Player A is currently working at the Testing & Innovation Department. On his player board, he currently has a design tile that lists a blue model car with a design to upgrade the car’s suspension (yellow token), as well as the yellow token itself amongst his other parts on the board. He decides to spend one shift (action) in order to upgrade this car part on the blue model design.


When doing so, he will remove the yellow token from his player board and is allowed to place it on one of the available 6 spaces that correspond with the blue model car in the Testing & Innovation Department. He decides to place it on the space that immediately awards him 3 Victory Points, though he could have chosen instead to gain additional training or extra shifts (actions) if he wanted. The engine of this model had previously been upgraded by another player, thus why the pink token was already present here.
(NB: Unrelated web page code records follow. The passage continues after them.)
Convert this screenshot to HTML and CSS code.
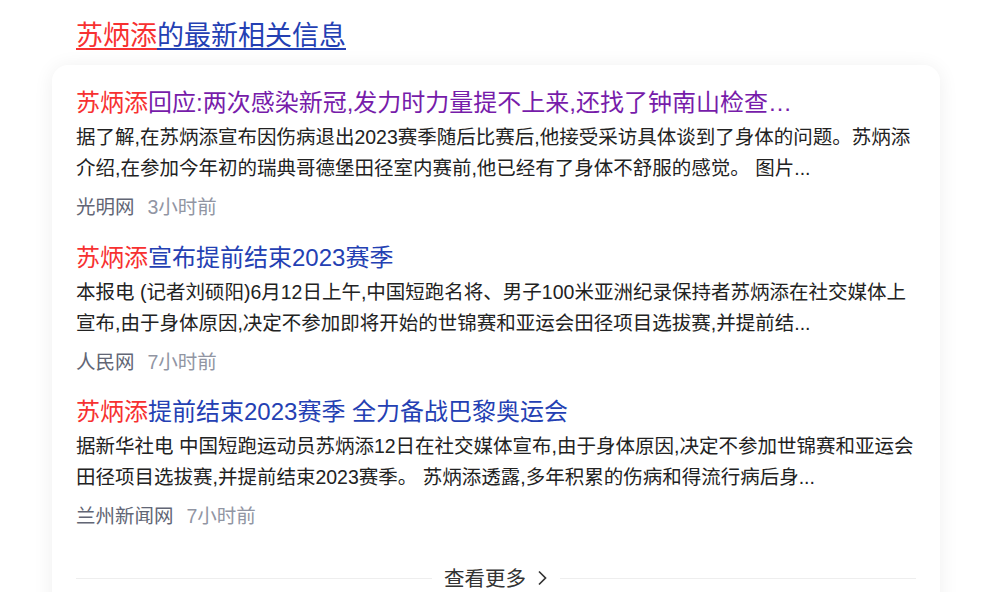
FILE: index.html
```html
<!DOCTYPE html>
<html lang="zh-CN">
<head>
<meta charset="utf-8">
<title>苏炳添的最新相关信息</title>
<link rel="stylesheet" href="styles.css">
</head>
<body>
<div class="wrap">
  <h2 class="heading"><a href="#"><em>苏炳添</em>的最新相关信息</a></h2>
  <div class="card">
    <div class="item">
      <a class="title visited" href="#"><em>苏炳添</em>回应:两次感染新冠,发力时力量提不上来,还找了钟南山检查…</a>
      <p class="desc">据了解,在苏炳添宣布因伤病退出2023赛季随后比赛后,他接受采访具体谈到了身体的问题。苏炳添介绍,在参加今年初的瑞典哥德堡田径室内赛前,他已经有了身体不舒服的感觉。 图片...</p>
      <div class="meta"><span class="src">光明网</span><span class="time">3小时前</span></div>
    </div>
    <div class="item">
      <a class="title" href="#"><em>苏炳添</em>宣布提前结束2023赛季</a>
      <p class="desc">本报电 (记者刘硕阳)6月12日上午,中国短跑名将、男子100米亚洲纪录保持者苏炳添在社交媒体上宣布,由于身体原因,决定不参加即将开始的世锦赛和亚运会田径项目选拔赛,并提前结...</p>
      <div class="meta"><span class="src">人民网</span><span class="time">7小时前</span></div>
    </div>
    <div class="item">
      <a class="title" href="#"><em>苏炳添</em>提前结束2023赛季 全力备战巴黎奥运会</a>
      <p class="desc">据新华社电 中国短跑运动员苏炳添12日在社交媒体宣布,由于身体原因,决定不参加世锦赛和亚运会田径项目选拔赛,并提前结束2023赛季。 苏炳添透露,多年积累的伤病和得流行病后身...</p>
      <div class="meta"><span class="src">兰州新闻网</span><span class="time">7小时前</span></div>
    </div>
    <div class="more">
      <span class="line"></span>
      <a class="more-link" href="#">查看更多<svg class="chev" width="12" height="18" viewBox="0 0 12 18"><path d="M3 2.5 L9.5 9 L3 15.5" fill="none" stroke="#333" stroke-width="1.7"/></svg></a>
      <span class="line"></span>
    </div>
  </div>
</div>
</body>
</html>
```

FILE: styles.css
```css
html, body {
  margin: 0;
  padding: 0;
  background: #fff;
}
body {
  font-family: Arial, "Liberation Sans", "Noto Sans CJK SC", sans-serif;
  color: #333;
}
a { text-decoration: none; }
em { font-style: normal; color: #f73131; }

.wrap {
  padding: 18px 53px 0 52px;
}
.heading {
  margin: 0 0 0 24px;
  font-size: 27px;
  font-weight: normal;
  line-height: 36px;
}
.heading a {
  color: #2440b3;
  text-decoration: underline;
  text-decoration-thickness: 2px;
  text-underline-offset: 3px;
}
.heading a em { text-decoration: underline; text-decoration-color: #f73131; }

.card {
  margin-top: 11px;
  background: #fff;
  border-radius: 16px;
  box-shadow: 0 2px 20px rgba(0, 0, 0, 0.07);
  padding: 22px 24px 40px 24px;
  display: flex;
  flex-direction: column;
  gap: 18.5px;
}
.item {
  display: flex;
  flex-direction: column;
}
.title {
  font-size: 24px;
  line-height: 32px;
  color: #2440b3;
  white-space: nowrap;
}
.title.visited { color: #771caa; }
.desc {
  margin: 3px 0 0 0;
  font-size: 19.5px;
  line-height: 31px;
  color: #222;
}
.meta {
  margin-top: 8px;
  font-size: 19.5px;
  line-height: 31px;
  display: flex;
  gap: 13px;
}
.src { color: #626675; }
.time { color: #9195a3; }

.more {
  margin-top: 12px;
  display: flex;
  align-items: center;
  gap: 12px;
  height: 31px;
}
.line {
  flex: 1;
  height: 1px;
  background: #eeeeee;
}
.more-link {
  font-size: 20.5px;
  line-height: 31px;
  color: #333;
  display: flex;
  align-items: center;
  gap: 10px;
}
.chev { display: block; }
```
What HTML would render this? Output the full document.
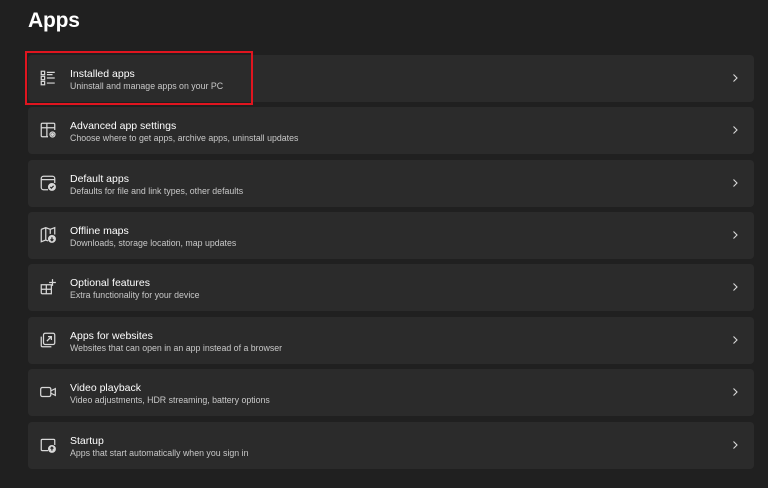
<!DOCTYPE html>
<html><head><meta charset="utf-8"><style>
*{margin:0;padding:0;box-sizing:border-box}
body{width:768px;height:488px;background:#202020;font-family:"Liberation Sans",sans-serif;color:#fff;position:relative;overflow:hidden}
h1{position:absolute;left:28px;top:9px;font-size:21px;font-weight:600;letter-spacing:-0.2px}
.card{position:absolute;left:28px;width:726px;height:47px;background:#2b2b2b;border-radius:4px}
.ic{position:absolute;left:11px;top:14px;width:18px;height:18px}
.t{position:absolute;left:42px;top:13px;font-size:10.5px;color:#fff;white-space:nowrap}
.s{position:absolute;left:42px;top:26px;font-size:8.8px;color:#c8c8c8;white-space:nowrap}
.ch{position:absolute;right:14px;top:18px;width:10px;height:10px}
.red{position:absolute;left:25px;top:51px;width:228px;height:54px;border:2px solid #e0151f}
svg{fill:none;stroke:#d8d8d8;stroke-width:1.1}
</style></head><body>
<h1>Apps</h1>

<div class="card" style="top:55px">
<svg class="ic" viewBox="0 0 16 16"><rect x="2" y="2" width="3" height="3"/><rect x="2" y="6.5" width="3" height="3"/><rect x="2" y="11" width="3" height="3"/><path d="M7 3h7M7 5h5M7 8h7M7 12.5h7"/></svg>
<div class="t">Installed apps</div><div class="s">Uninstall and manage apps on your PC</div>
<svg class="ch" viewBox="0 0 10 10"><path d="M3.5 1.5L7 5 3.5 8.5"/></svg></div>

<div class="card" style="top:107px">
<svg class="ic" viewBox="0 0 16 16"><path d="M8 14H3a1 1 0 0 1-1-1V3a1 1 0 0 1 1-1h10a1 1 0 0 1 1 1v5M2 6h12M7 2v12"/><circle cx="12" cy="12" r="2.2"/><circle cx="12" cy="12" r="0.8" fill="#d8d8d8"/></svg>
<div class="t">Advanced app settings</div><div class="s">Choose where to get apps, archive apps, uninstall updates</div>
<svg class="ch" viewBox="0 0 10 10"><path d="M3.5 1.5L7 5 3.5 8.5"/></svg></div>

<div class="card" style="top:160px">
<svg class="ic" viewBox="0 0 16 16"><path d="M8 14H4a2 2 0 0 1-2-2V4a2 2 0 0 1 2-2h8a2 2 0 0 1 2 2v4M2 5h12"/><circle cx="11.5" cy="11.5" r="3" fill="#d8d8d8"/><path d="M10 11.5l1 1 2-2" stroke="#2b2b2b"/></svg>
<div class="t">Default apps</div><div class="s">Defaults for file and link types, other defaults</div>
<svg class="ch" viewBox="0 0 10 10"><path d="M3.5 1.5L7 5 3.5 8.5"/></svg></div>

<div class="card" style="top:212px">
<svg class="ic" viewBox="0 0 16 16"><path d="M2 3l4-1.5 4 1.5 4-1.5v6M2 3v11l4-1.5 2 .8M6 1.5v11M10 3v4"/><circle cx="11.5" cy="11.5" r="3" fill="#d8d8d8"/><path d="M11.5 10v3M10.2 11.8l1.3 1.3 1.3-1.3" stroke="#2b2b2b"/></svg>
<div class="t">Offline maps</div><div class="s">Downloads, storage location, map updates</div>
<svg class="ch" viewBox="0 0 10 10"><path d="M3.5 1.5L7 5 3.5 8.5"/></svg></div>

<div class="card" style="top:264px">
<svg class="ic" viewBox="0 0 16 16"><path d="M2 6h9v8H3a1 1 0 0 1-1-1zM2 10h9M6.5 6v8M12 1v6M9 4h6"/></svg>
<div class="t">Optional features</div><div class="s">Extra functionality for your device</div>
<svg class="ch" viewBox="0 0 10 10"><path d="M3.5 1.5L7 5 3.5 8.5"/></svg></div>

<div class="card" style="top:317px">
<svg class="ic" viewBox="0 0 16 16"><rect x="4" y="2" width="10" height="10" rx="1.5"/><path d="M2 5v8a1 1 0 0 0 1 1h8M7 9l4-4M8 5h3v3"/></svg>
<div class="t">Apps for websites</div><div class="s">Websites that can open in an app instead of a browser</div>
<svg class="ch" viewBox="0 0 10 10"><path d="M3.5 1.5L7 5 3.5 8.5"/></svg></div>

<div class="card" style="top:369px">
<svg class="ic" viewBox="0 0 16 16"><rect x="1.5" y="4" width="9" height="8" rx="1.5"/><path d="M10.5 7l4-2v6l-4-2"/></svg>
<div class="t">Video playback</div><div class="s">Video adjustments, HDR streaming, battery options</div>
<svg class="ch" viewBox="0 0 10 10"><path d="M3.5 1.5L7 5 3.5 8.5"/></svg></div>

<div class="card" style="top:422px">
<svg class="ic" viewBox="0 0 16 16"><path d="M8 13H3a1 1 0 0 1-1-1V4a1 1 0 0 1 1-1h10a1 1 0 0 1 1 1v4"/><circle cx="11.5" cy="11.5" r="3" fill="#d8d8d8"/><path d="M11.5 13v-3M10.2 11.2l1.3-1.3 1.3 1.3" stroke="#2b2b2b"/></svg>
<div class="t">Startup</div><div class="s">Apps that start automatically when you sign in</div>
<svg class="ch" viewBox="0 0 10 10"><path d="M3.5 1.5L7 5 3.5 8.5"/></svg></div>

<div class="red"></div>
</body></html>
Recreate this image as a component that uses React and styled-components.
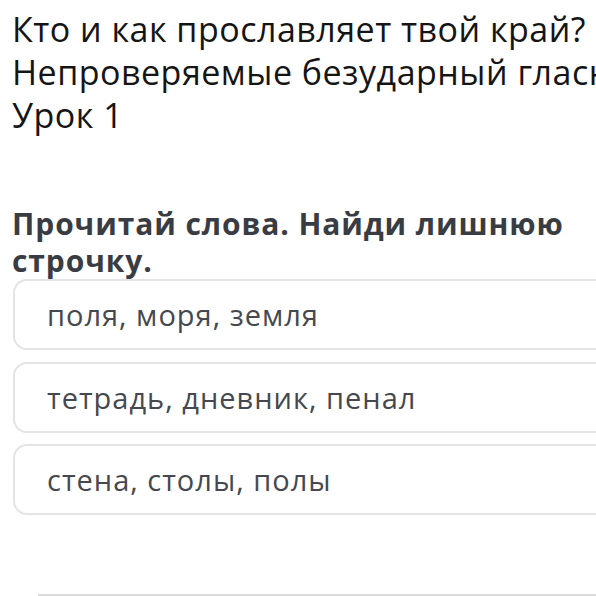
import styled, { createGlobalStyle } from 'styled-components'

const GlobalStyle = createGlobalStyle`
  body {
    margin: 0;
    background: #fff;
    font-family: "Open Sans", "Noto Sans", sans-serif;
    overflow: hidden;
  }
`

const Page = styled.div`
  width: 596px;
  height: 596px;
  overflow: hidden;
`

const Header = styled.div`
  padding: 8px 0 0 12px;
  color: #151515;
  font-size: 34px;
  line-height: 43px;
  letter-spacing: 0.5px;
`

const HeaderLine = styled.div`
  white-space: nowrap;
`

const Question = styled.h2`
  margin: 68px 0 0 12px;
  font-size: 30px;
  line-height: 37px;
  font-weight: 700;
  letter-spacing: 0.9px;
  color: #393d43;
`

const Options = styled.div`
  display: flex;
  flex-direction: column;
  gap: 11.5px;
  margin-left: 13px;
  width: 620px;
`

const Option = styled.div`
  height: 71px;
  box-sizing: border-box;
  display: flex;
  align-items: center;
  padding-left: 32px;
  border: 2px solid #e3e4e6;
  border-radius: 14px;
  font-size: 29px;
  letter-spacing: 1px;
  color: #45494f;
`

const Divider = styled.div`
  margin: 79px 0 0 38px;
  border-top: 2px solid #dcdcdc;
`

const lines = [
  'Кто и как прославляет твой край?',
  'Непроверяемые безударный гласные',
  'Урок 1'
]

const answers = ['поля, моря, земля', 'тетрадь, дневник, пенал', 'стена, столы, полы']

const App = () => (
  <Page>
    <GlobalStyle />
    <Header>
      {lines.map(line => <HeaderLine key={line}>{line}</HeaderLine>)}
    </Header>
    <Question>Прочитай слова. Найди лишнюю строчку.</Question>
    <Options>
      {answers.map(answer => <Option key={answer}>{answer}</Option>)}
    </Options>
    <Divider />
  </Page>
)

export default App
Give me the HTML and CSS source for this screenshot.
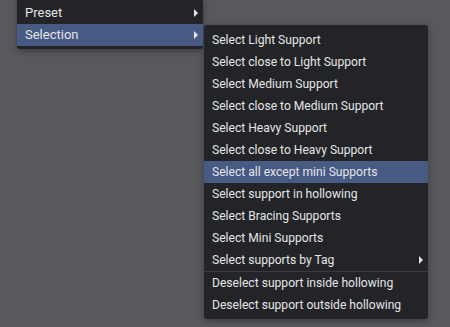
FILE: index.html
```html
<!DOCTYPE html>
<html lang="en">
  <head>
    <meta charset="UTF-8" />
    <meta name="viewport" content="width=device-width, initial-scale=1.0" />
    <title>Support Menu</title>
    <link rel="stylesheet" href="styles.css">
  </head>
  <body>
    <div class="menus">
      <ul class="menu main">
        <li class="item sub">Preset</li>
        <li class="item sub active">Selection</li>
      </ul>

      <ul class="menu submenu">
        <li class="item">Select Light Support</li>
        <li class="item">Select close to Light Support</li>
        <li class="item">Select Medium Support</li>
        <li class="item">Select close to Medium Support</li>
        <li class="item">Select Heavy Support</li>
        <li class="item">Select close to Heavy Support</li>
        <li class="item active">Select all except mini Supports</li>
        <li class="item">Select support in hollowing</li>
        <li class="item">Select Bracing Supports</li>
        <li class="item">Select Mini Supports</li>
        <li class="item sub">Select supports by Tag</li>
        <li class="separator"></li>
        <li class="item">Deselect support inside hollowing</li>
        <li class="item">Deselect support outside hollowing</li>
      </ul>
    </div>
  </body>
</html>
```

FILE: styles.css
```css
html, body {
    margin: 0;
    height: 100%;
    overflow: hidden;
}
body {
    background-color: #58595c;
    font-family: Roboto, "Liberation Sans", sans-serif;
    font-size: 12.1px;
    color: #e4e4e6;
}
.menus {
    display: flex;
    align-items: flex-start;
    gap: 1px;
    padding-left: 17px;
}
.menu {
    list-style: none;
    margin: 0;
    background-color: #232428;
    border-radius: 3px;
    box-shadow: 0 2px 6px rgba(0, 0, 0, 0.35);
}
.main {
    width: 186px;
    margin-top: -2px;
    padding: 4px 0 3px;
}
.submenu {
    width: 224px;
    margin-top: 25px;
    padding: 4px 0 3px;
}
.item {
    position: relative;
    height: 22px;
    line-height: 22px;
    padding-left: 8px;
    white-space: nowrap;
}
.main .item {
    font-size: 13px;
}
.item.active {
    background-color: #475a84;
}
.item.sub::after {
    content: "";
    position: absolute;
    right: 5px;
    top: 7px;
    border-left: 4px solid #e4e4e6;
    border-top: 4px solid transparent;
    border-bottom: 4px solid transparent;
}
.separator {
    height: 1px;
    background-color: #393a3f;
}
```
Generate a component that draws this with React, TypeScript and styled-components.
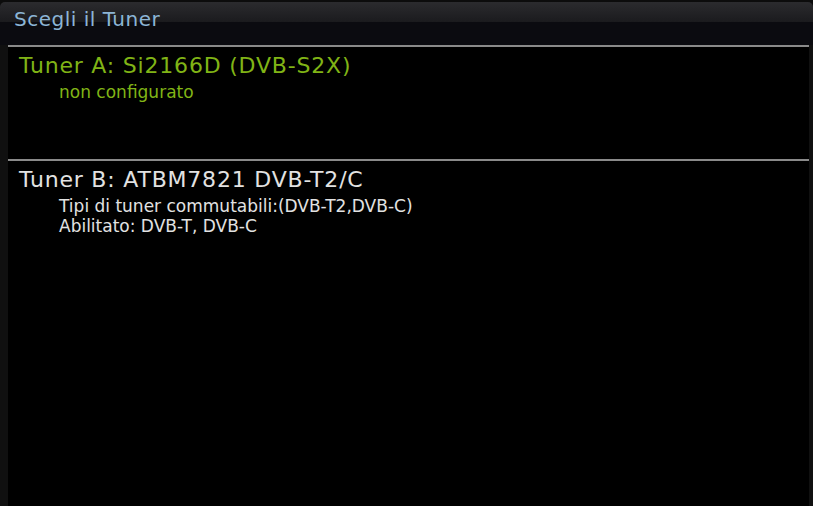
import React from "react";
import styled, { createGlobalStyle } from "styled-components";

const GlobalStyle = createGlobalStyle`
  html, body {
    margin: 0;
    padding: 0;
    background: #000;
  }
  body {
    font-family: "DejaVu Sans", Verdana, sans-serif;
  }
`;

const Screen = styled.div`
  width: 813px;
  height: 506px;
  display: flex;
  flex-direction: column;
  padding-top: 2px;
  box-sizing: border-box;
  background: #0c0c0c;
  overflow: hidden;
`;

const Header = styled.div`
  height: 43px;
  box-sizing: border-box;
  padding: 5px 0 0 14px;
  border-radius: 5px 5px 0 0;
  background: linear-gradient(#2b2b2e 0, #1b1b1e 20px, #0b0b10 20px, #0b0b10 100%);
  color: #8cb5d5;
  font-size: 20px;
  line-height: 24px;
  letter-spacing: 0.5px;
`;

const Body = styled.div`
  flex: 1;
  display: flex;
`;

const SideStrip = styled.div<{ $w: number }>`
  width: ${(p) => p.$w}px;
  background: #101010;
`;

const List = styled.div`
  flex: 1;
  background: #000;
  display: flex;
  flex-direction: column;
`;

const Entry = styled.div`
  height: 114px;
  box-sizing: border-box;
  border-top: 2px solid #8a8a8a;
  padding: 6px 0 0 11px;
`;

const Heading = styled.div<{ $c: string }>`
  color: ${(p) => p.$c};
  font-size: 22px;
  line-height: 26px;
  letter-spacing: 0.8px;
`;

const Details = styled.div<{ $c: string }>`
  margin-top: 3px;
  padding-left: 40px;
  color: ${(p) => p.$c};
  font-size: 17px;
  line-height: 20px;
`;

const tuners = [
  {
    name: "Tuner A: Si2166D (DVB-S2X)",
    color: "#80b416",
    lines: ["non configurato"],
  },
  {
    name: "Tuner B: ATBM7821 DVB-T2/C",
    color: "#e2e2e2",
    lines: ["Tipi di tuner commutabili:(DVB-T2,DVB-C)", "Abilitato: DVB-T, DVB-C"],
  },
];

export default function App() {
  return (
    <>
      <GlobalStyle />
      <Screen>
        <Header>Scegli il Tuner</Header>
        <Body>
          <SideStrip $w={8} />
          <List>
            {tuners.map((t) => (
              <Entry key={t.name}>
                <Heading $c={t.color}>{t.name}</Heading>
                <Details $c={t.color}>
                  {t.lines.map((l) => (
                    <div key={l}>{l}</div>
                  ))}
                </Details>
              </Entry>
            ))}
          </List>
          <SideStrip $w={4} />
        </Body>
      </Screen>
    </>
  );
}
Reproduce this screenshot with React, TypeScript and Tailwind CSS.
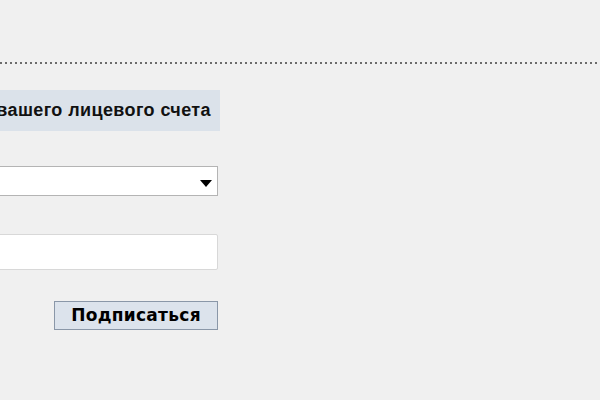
import React from 'react';

const App: React.FC = () => {
  return (
    <div className="w-[600px] h-[400px] overflow-hidden bg-[#f0f0f0] font-['Liberation_Sans',Arial,sans-serif]">
      {/* dotted separator */}
      <div className="mt-[62px] h-[2px] w-full bg-[repeating-linear-gradient(to_right,#6b6b6b_0px,#6b6b6b_2px,transparent_2px,transparent_5px)]" />

      <div className="-ml-[240px] w-[460px] flex flex-col">
        <div className="mt-[26px] h-[41px] bg-[#dbe2ea] flex items-center justify-end pr-[9px]">
          <span className="text-[18px] font-bold text-[#111] whitespace-nowrap tracking-[0.4px]">
            Введите номер вашего лицевого счета
          </span>
        </div>

        <div className="mt-[35px] mr-[2px] h-[30px] bg-white border border-[#b4b4b4] flex items-center justify-end pr-[5px]">
          <svg width="12" height="7" viewBox="0 0 12 7" className="mt-[4px]">
            <path d="M0 0 L12 0 L6 7 Z" fill="#000" />
          </svg>
        </div>

        <div className="mt-[38px] mr-[2px] h-[36px] bg-white border border-[#d8d8d8] rounded-[2px]" />

        <button className="mt-[31px] mr-[2px] self-end w-[164px] h-[29px] bg-[#dce3ec] border border-[#8a97a8] text-[17px] font-bold text-black tracking-[0.3px] font-['DejaVu_Sans',Verdana,sans-serif] flex items-center justify-center">
          Подписаться
        </button>
      </div>
    </div>
  );
};

export default App;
Since he has improved the suspension in all blue models for the company, this suspension technology has become more valuable and he will then move the yellow token onto the next space of the Car Part Value track. At the end of the game, any player that has a tested design next to their player board, he will score Victory Points according to where that design’s listed part has ended on the Car Part Value track.


Finally Player A removes the design from his player board and flips it to its alternate side, which shows that he will be awarded an immediate 2 Victory Points. This also designates which cars he can complete as tested designs and also which parts he can include during end-game scoring.



At the end of the week Sandra will award players for testing these upgraded designs. A player must have a matching colored car in his garage to be considered “testing the design”. For each car in the player’s garage, he will receive 1 Victory Point for each token that is located on that model’s section in the Testing & Innovation Department. He will receive an additional Victory Point for every one of these that he upgraded himself. This can be referenced by the upgraded design tiles next to his player board.

For instance (using the above example), at the end of the week, if Player A had three blue cars in his garage, Sandra would award him 9 Victory Points. 2 for each blue car, since two parts (suspension and engine) have been upgraded in this model, plus an additional point for each car since he was the one that had upgraded the suspension in that model (referenced by the design tile listing the blue model and the upgraded suspension next to his player board).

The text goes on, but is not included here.